Entries with page source code
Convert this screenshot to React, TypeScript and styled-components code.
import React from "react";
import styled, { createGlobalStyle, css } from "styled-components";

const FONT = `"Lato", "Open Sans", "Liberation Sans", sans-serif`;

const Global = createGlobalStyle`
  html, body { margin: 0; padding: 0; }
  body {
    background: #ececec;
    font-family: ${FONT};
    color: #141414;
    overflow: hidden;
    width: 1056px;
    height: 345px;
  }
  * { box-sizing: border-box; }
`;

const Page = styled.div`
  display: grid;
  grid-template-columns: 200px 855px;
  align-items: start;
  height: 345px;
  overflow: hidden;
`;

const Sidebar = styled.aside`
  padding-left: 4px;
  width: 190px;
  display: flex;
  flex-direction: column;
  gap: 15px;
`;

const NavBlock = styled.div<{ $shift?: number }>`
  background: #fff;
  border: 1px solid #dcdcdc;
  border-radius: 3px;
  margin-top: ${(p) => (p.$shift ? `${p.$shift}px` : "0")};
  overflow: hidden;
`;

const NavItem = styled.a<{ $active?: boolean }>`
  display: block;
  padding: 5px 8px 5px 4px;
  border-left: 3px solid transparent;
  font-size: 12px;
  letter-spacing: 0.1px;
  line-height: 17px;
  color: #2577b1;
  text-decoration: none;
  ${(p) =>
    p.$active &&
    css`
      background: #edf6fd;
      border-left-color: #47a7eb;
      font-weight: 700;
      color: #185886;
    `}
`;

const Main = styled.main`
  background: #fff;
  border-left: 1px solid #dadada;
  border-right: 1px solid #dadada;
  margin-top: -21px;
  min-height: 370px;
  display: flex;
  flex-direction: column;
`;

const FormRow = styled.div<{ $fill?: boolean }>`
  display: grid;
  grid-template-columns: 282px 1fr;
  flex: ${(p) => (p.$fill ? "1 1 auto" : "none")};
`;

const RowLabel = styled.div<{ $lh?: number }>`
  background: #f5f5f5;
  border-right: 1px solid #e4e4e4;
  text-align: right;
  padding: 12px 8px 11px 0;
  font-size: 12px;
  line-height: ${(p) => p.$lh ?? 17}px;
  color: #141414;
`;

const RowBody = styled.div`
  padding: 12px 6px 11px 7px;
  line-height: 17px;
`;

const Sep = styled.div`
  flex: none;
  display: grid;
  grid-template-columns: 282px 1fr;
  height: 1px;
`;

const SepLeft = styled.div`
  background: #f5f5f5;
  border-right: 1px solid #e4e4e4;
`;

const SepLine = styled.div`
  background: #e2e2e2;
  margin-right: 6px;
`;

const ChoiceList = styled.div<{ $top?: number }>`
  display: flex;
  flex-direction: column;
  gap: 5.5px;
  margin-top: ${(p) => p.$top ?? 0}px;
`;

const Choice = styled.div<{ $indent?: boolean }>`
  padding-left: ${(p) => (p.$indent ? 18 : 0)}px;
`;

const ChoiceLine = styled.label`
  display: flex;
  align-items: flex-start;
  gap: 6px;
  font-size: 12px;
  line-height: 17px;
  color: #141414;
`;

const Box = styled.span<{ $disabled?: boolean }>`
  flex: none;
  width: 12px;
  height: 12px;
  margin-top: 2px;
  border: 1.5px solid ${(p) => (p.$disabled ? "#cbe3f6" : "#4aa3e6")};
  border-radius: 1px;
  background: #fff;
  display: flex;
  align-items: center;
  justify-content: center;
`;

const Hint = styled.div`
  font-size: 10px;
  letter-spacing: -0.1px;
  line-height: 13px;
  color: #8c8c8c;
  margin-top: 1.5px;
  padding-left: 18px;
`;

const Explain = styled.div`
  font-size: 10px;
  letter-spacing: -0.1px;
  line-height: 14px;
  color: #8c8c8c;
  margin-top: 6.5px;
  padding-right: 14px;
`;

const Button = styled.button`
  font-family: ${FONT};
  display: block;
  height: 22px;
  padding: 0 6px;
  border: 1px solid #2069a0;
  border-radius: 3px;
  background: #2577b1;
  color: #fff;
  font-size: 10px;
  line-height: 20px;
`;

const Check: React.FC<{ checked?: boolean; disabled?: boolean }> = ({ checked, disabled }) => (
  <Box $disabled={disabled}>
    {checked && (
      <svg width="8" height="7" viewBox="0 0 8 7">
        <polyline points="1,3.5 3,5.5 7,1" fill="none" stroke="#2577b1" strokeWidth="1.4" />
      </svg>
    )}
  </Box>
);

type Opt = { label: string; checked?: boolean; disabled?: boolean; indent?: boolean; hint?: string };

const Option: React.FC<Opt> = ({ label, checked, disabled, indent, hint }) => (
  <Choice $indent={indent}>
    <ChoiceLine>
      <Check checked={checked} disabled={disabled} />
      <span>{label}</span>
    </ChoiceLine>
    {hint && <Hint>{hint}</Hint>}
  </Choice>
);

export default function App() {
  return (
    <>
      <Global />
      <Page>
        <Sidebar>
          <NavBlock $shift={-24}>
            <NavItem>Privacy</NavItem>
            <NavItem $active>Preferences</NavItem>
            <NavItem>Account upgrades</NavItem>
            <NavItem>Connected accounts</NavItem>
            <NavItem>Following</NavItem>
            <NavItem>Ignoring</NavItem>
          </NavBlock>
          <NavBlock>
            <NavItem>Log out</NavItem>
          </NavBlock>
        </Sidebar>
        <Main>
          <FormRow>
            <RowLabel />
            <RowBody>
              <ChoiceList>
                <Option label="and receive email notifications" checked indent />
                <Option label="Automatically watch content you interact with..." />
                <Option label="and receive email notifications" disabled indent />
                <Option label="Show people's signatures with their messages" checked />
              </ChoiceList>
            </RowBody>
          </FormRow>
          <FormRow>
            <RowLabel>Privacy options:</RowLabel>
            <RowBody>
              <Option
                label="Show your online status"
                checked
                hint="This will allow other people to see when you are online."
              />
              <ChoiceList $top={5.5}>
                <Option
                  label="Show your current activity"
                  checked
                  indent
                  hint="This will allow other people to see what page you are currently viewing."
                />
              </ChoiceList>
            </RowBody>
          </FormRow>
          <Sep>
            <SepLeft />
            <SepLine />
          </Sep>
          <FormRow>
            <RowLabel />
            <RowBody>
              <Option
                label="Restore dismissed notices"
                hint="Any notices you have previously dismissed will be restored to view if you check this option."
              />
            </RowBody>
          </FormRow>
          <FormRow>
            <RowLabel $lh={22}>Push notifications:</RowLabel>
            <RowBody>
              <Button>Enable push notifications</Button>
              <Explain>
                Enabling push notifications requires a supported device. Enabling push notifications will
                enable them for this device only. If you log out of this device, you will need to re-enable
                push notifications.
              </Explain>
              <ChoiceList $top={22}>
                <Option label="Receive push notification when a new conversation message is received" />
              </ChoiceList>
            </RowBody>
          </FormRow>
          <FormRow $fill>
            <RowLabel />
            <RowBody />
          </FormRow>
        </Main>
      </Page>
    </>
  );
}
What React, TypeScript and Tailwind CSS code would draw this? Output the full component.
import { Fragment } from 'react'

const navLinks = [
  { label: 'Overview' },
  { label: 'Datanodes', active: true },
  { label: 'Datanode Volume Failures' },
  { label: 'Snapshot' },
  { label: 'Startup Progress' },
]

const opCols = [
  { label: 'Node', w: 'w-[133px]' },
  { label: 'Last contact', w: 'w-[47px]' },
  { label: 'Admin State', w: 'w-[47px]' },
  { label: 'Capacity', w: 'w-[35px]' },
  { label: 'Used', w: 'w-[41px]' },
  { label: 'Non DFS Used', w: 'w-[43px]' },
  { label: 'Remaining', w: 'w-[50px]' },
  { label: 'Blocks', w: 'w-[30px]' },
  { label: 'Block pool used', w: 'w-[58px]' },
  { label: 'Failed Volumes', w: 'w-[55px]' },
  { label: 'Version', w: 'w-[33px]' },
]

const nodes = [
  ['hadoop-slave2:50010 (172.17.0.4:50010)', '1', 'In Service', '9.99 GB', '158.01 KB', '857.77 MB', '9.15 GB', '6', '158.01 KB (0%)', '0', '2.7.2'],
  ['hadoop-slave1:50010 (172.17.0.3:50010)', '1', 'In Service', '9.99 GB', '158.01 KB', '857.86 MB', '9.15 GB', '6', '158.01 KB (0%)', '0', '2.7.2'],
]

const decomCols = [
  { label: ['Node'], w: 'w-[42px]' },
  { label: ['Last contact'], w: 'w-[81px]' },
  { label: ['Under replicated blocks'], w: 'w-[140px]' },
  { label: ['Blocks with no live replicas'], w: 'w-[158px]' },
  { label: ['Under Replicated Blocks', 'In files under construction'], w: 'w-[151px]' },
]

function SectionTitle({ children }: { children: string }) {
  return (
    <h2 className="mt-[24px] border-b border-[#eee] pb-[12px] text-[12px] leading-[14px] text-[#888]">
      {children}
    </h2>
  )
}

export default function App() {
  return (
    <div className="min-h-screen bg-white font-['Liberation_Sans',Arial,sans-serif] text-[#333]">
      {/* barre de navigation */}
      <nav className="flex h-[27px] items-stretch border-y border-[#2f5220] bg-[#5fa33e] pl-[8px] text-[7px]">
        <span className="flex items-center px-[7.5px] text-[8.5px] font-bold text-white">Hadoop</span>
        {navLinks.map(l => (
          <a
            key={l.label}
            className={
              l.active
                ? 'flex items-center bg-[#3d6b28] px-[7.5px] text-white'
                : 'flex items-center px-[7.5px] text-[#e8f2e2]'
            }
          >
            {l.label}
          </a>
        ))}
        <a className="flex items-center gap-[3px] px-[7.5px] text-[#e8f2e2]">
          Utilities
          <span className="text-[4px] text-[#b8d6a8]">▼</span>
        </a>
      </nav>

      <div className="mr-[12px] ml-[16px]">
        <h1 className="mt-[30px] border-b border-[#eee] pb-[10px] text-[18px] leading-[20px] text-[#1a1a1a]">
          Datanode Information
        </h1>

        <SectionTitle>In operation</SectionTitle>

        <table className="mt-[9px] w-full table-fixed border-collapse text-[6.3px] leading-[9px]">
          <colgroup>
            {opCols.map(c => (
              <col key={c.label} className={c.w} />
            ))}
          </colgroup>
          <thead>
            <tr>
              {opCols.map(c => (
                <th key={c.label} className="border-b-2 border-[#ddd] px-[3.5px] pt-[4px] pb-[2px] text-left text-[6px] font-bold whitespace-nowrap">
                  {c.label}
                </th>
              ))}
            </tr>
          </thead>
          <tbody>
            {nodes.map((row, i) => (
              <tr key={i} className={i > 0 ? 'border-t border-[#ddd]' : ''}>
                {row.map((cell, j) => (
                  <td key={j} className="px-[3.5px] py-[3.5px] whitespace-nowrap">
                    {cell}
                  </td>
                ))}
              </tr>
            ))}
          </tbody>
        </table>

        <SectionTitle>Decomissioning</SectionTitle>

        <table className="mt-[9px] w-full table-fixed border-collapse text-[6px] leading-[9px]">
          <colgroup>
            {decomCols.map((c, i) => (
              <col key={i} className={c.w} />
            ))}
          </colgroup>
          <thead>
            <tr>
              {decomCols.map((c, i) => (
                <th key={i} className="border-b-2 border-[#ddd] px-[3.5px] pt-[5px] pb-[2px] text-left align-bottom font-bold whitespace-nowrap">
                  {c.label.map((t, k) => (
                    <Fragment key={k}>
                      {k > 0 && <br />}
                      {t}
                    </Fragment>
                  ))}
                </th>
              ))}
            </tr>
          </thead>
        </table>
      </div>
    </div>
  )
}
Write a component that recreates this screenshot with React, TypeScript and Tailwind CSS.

▶ [Task directions]
Give only a number: how many lines of the data hold the string "screenshot"?

▶ [Exercise answer]
2